* [Requirement]: Set the listing down unchanged, minus every embedded image.

-------- Supplied information --------

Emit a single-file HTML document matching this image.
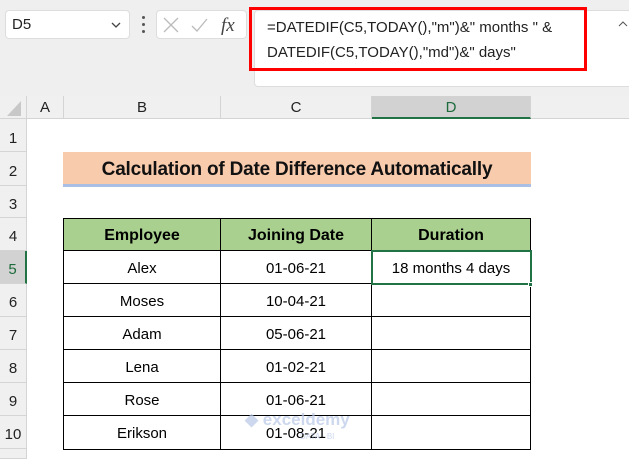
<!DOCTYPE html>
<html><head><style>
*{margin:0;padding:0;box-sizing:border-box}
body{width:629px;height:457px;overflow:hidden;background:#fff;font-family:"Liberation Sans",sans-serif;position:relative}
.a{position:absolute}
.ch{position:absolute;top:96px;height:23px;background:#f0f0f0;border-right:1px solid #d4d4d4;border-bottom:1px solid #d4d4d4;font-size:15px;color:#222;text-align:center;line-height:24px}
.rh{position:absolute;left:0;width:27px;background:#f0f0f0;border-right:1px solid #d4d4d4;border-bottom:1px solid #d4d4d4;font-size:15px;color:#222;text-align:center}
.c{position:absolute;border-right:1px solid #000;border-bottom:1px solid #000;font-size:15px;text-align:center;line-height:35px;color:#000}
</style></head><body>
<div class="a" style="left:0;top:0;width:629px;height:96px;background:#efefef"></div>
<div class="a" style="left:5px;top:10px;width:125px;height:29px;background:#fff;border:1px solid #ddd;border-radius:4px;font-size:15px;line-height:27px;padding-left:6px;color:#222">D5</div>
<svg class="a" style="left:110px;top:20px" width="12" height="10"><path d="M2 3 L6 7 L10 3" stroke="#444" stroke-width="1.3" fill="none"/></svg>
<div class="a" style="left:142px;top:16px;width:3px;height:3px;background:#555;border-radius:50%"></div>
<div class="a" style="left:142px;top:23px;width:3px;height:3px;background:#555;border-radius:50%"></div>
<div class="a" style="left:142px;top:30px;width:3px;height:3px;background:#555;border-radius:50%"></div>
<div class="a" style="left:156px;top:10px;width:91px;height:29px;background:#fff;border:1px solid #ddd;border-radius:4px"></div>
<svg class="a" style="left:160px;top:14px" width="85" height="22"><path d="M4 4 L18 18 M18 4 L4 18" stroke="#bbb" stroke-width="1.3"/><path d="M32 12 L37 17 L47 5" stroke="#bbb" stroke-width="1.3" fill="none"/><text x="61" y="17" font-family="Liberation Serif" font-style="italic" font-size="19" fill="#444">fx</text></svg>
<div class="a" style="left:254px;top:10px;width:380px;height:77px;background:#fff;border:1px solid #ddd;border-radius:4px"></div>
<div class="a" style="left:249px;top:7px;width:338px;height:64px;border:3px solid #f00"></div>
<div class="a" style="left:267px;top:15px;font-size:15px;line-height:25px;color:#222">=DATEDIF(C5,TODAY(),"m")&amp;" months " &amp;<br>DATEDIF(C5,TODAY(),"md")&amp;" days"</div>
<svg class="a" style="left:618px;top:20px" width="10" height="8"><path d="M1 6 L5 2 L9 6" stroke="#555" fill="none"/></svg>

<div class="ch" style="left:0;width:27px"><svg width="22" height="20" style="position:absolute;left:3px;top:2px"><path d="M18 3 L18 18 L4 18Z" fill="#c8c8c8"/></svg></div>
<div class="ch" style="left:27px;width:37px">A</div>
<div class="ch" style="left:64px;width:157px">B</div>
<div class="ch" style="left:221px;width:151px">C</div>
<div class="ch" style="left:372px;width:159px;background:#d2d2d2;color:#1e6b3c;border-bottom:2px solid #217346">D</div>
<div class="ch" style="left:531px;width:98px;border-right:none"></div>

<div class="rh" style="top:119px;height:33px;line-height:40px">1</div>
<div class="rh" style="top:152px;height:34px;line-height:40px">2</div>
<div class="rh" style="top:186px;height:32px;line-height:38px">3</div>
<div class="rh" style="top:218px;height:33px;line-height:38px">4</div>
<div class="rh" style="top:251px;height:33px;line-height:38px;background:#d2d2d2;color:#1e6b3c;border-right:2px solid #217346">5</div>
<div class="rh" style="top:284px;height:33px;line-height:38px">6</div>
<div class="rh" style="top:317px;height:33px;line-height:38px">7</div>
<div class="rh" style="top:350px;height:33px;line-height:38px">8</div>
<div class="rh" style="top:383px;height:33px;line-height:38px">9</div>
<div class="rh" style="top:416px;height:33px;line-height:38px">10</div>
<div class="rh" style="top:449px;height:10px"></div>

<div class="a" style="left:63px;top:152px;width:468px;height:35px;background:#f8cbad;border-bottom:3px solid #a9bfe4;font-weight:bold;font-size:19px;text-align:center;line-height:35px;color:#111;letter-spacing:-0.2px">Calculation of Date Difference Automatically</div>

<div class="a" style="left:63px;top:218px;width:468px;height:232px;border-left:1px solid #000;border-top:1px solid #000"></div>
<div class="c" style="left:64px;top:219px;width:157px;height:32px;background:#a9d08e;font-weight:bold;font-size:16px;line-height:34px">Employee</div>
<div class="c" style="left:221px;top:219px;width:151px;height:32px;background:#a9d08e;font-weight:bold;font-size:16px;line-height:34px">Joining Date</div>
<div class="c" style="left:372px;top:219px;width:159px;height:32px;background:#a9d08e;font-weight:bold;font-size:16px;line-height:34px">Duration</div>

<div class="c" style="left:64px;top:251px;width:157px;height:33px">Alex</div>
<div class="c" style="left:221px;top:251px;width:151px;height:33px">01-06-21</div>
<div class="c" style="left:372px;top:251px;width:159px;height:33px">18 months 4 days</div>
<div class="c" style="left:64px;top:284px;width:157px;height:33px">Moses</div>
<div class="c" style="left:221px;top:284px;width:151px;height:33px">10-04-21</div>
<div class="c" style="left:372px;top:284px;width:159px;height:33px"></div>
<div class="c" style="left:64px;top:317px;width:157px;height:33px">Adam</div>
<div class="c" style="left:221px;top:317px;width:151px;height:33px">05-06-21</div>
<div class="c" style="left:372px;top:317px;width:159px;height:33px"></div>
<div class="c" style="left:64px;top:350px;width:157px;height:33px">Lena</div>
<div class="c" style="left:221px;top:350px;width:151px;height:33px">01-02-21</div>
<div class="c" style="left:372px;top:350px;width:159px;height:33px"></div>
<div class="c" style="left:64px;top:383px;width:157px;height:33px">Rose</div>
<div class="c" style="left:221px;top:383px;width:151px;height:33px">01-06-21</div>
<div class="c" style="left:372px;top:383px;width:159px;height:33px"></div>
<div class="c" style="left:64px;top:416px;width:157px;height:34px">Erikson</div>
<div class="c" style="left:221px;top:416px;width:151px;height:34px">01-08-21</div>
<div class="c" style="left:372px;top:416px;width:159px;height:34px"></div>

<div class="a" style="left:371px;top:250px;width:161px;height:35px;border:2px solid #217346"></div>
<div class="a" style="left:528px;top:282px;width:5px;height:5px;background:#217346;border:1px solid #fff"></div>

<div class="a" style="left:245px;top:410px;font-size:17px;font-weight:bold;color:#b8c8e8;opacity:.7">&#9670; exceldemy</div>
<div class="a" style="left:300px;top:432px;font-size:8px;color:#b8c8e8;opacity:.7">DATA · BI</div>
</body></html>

--------

* [Solution to the problem]:
Emit a single-file HTML document matching this image.
<!DOCTYPE html>
<html><head><style>
*{margin:0;padding:0;box-sizing:border-box}
body{width:629px;height:457px;overflow:hidden;background:#fff;font-family:"Liberation Sans",sans-serif;position:relative}
.a{position:absolute}
.ch{position:absolute;top:96px;height:23px;background:#f0f0f0;border-right:1px solid #d4d4d4;border-bottom:1px solid #d4d4d4;font-size:15px;color:#222;text-align:center;line-height:24px}
.rh{position:absolute;left:0;width:27px;background:#f0f0f0;border-right:1px solid #d4d4d4;border-bottom:1px solid #d4d4d4;font-size:15px;color:#222;text-align:center}
.c{position:absolute;border-right:1px solid #000;border-bottom:1px solid #000;font-size:15px;text-align:center;line-height:35px;color:#000}
</style></head><body>
<div class="a" style="left:0;top:0;width:629px;height:96px;background:#efefef"></div>
<div class="a" style="left:5px;top:10px;width:125px;height:29px;background:#fff;border:1px solid #ddd;border-radius:4px;font-size:15px;line-height:27px;padding-left:6px;color:#222">D5</div>
<svg class="a" style="left:110px;top:20px" width="12" height="10"><path d="M2 3 L6 7 L10 3" stroke="#444" stroke-width="1.3" fill="none"/></svg>
<div class="a" style="left:142px;top:16px;width:3px;height:3px;background:#555;border-radius:50%"></div>
<div class="a" style="left:142px;top:23px;width:3px;height:3px;background:#555;border-radius:50%"></div>
<div class="a" style="left:142px;top:30px;width:3px;height:3px;background:#555;border-radius:50%"></div>
<div class="a" style="left:156px;top:10px;width:91px;height:29px;background:#fff;border:1px solid #ddd;border-radius:4px"></div>
<svg class="a" style="left:160px;top:14px" width="85" height="22"><path d="M4 4 L18 18 M18 4 L4 18" stroke="#bbb" stroke-width="1.3"/><path d="M32 12 L37 17 L47 5" stroke="#bbb" stroke-width="1.3" fill="none"/><text x="61" y="17" font-family="Liberation Serif" font-style="italic" font-size="19" fill="#444">fx</text></svg>
<div class="a" style="left:254px;top:10px;width:380px;height:77px;background:#fff;border:1px solid #ddd;border-radius:4px"></div>
<div class="a" style="left:249px;top:7px;width:338px;height:64px;border:3px solid #f00"></div>
<div class="a" style="left:267px;top:15px;font-size:15px;line-height:25px;color:#222">=DATEDIF(C5,TODAY(),"m")&amp;" months " &amp;<br>DATEDIF(C5,TODAY(),"md")&amp;" days"</div>
<svg class="a" style="left:618px;top:20px" width="10" height="8"><path d="M1 6 L5 2 L9 6" stroke="#555" fill="none"/></svg>

<div class="ch" style="left:0;width:27px"><svg width="22" height="20" style="position:absolute;left:3px;top:2px"><path d="M18 3 L18 18 L4 18Z" fill="#c8c8c8"/></svg></div>
<div class="ch" style="left:27px;width:37px">A</div>
<div class="ch" style="left:64px;width:157px">B</div>
<div class="ch" style="left:221px;width:151px">C</div>
<div class="ch" style="left:372px;width:159px;background:#d2d2d2;color:#1e6b3c;border-bottom:2px solid #217346">D</div>
<div class="ch" style="left:531px;width:98px;border-right:none"></div>

<div class="rh" style="top:119px;height:33px;line-height:40px">1</div>
<div class="rh" style="top:152px;height:34px;line-height:40px">2</div>
<div class="rh" style="top:186px;height:32px;line-height:38px">3</div>
<div class="rh" style="top:218px;height:33px;line-height:38px">4</div>
<div class="rh" style="top:251px;height:33px;line-height:38px;background:#d2d2d2;color:#1e6b3c;border-right:2px solid #217346">5</div>
<div class="rh" style="top:284px;height:33px;line-height:38px">6</div>
<div class="rh" style="top:317px;height:33px;line-height:38px">7</div>
<div class="rh" style="top:350px;height:33px;line-height:38px">8</div>
<div class="rh" style="top:383px;height:33px;line-height:38px">9</div>
<div class="rh" style="top:416px;height:33px;line-height:38px">10</div>
<div class="rh" style="top:449px;height:10px"></div>

<div class="a" style="left:63px;top:152px;width:468px;height:35px;background:#f8cbad;border-bottom:3px solid #a9bfe4;font-weight:bold;font-size:19px;text-align:center;line-height:35px;color:#111;letter-spacing:-0.2px">Calculation of Date Difference Automatically</div>

<div class="a" style="left:63px;top:218px;width:468px;height:232px;border-left:1px solid #000;border-top:1px solid #000"></div>
<div class="c" style="left:64px;top:219px;width:157px;height:32px;background:#a9d08e;font-weight:bold;font-size:16px;line-height:34px">Employee</div>
<div class="c" style="left:221px;top:219px;width:151px;height:32px;background:#a9d08e;font-weight:bold;font-size:16px;line-height:34px">Joining Date</div>
<div class="c" style="left:372px;top:219px;width:159px;height:32px;background:#a9d08e;font-weight:bold;font-size:16px;line-height:34px">Duration</div>

<div class="c" style="left:64px;top:251px;width:157px;height:33px">Alex</div>
<div class="c" style="left:221px;top:251px;width:151px;height:33px">01-06-21</div>
<div class="c" style="left:372px;top:251px;width:159px;height:33px">18 months 4 days</div>
<div class="c" style="left:64px;top:284px;width:157px;height:33px">Moses</div>
<div class="c" style="left:221px;top:284px;width:151px;height:33px">10-04-21</div>
<div class="c" style="left:372px;top:284px;width:159px;height:33px"></div>
<div class="c" style="left:64px;top:317px;width:157px;height:33px">Adam</div>
<div class="c" style="left:221px;top:317px;width:151px;height:33px">05-06-21</div>
<div class="c" style="left:372px;top:317px;width:159px;height:33px"></div>
<div class="c" style="left:64px;top:350px;width:157px;height:33px">Lena</div>
<div class="c" style="left:221px;top:350px;width:151px;height:33px">01-02-21</div>
<div class="c" style="left:372px;top:350px;width:159px;height:33px"></div>
<div class="c" style="left:64px;top:383px;width:157px;height:33px">Rose</div>
<div class="c" style="left:221px;top:383px;width:151px;height:33px">01-06-21</div>
<div class="c" style="left:372px;top:383px;width:159px;height:33px"></div>
<div class="c" style="left:64px;top:416px;width:157px;height:34px">Erikson</div>
<div class="c" style="left:221px;top:416px;width:151px;height:34px">01-08-21</div>
<div class="c" style="left:372px;top:416px;width:159px;height:34px"></div>

<div class="a" style="left:371px;top:250px;width:161px;height:35px;border:2px solid #217346"></div>
<div class="a" style="left:528px;top:282px;width:5px;height:5px;background:#217346;border:1px solid #fff"></div>

<div class="a" style="left:245px;top:410px;font-size:17px;font-weight:bold;color:#b8c8e8;opacity:.7">&#9670; exceldemy</div>
<div class="a" style="left:300px;top:432px;font-size:8px;color:#b8c8e8;opacity:.7">DATA · BI</div>
</body></html>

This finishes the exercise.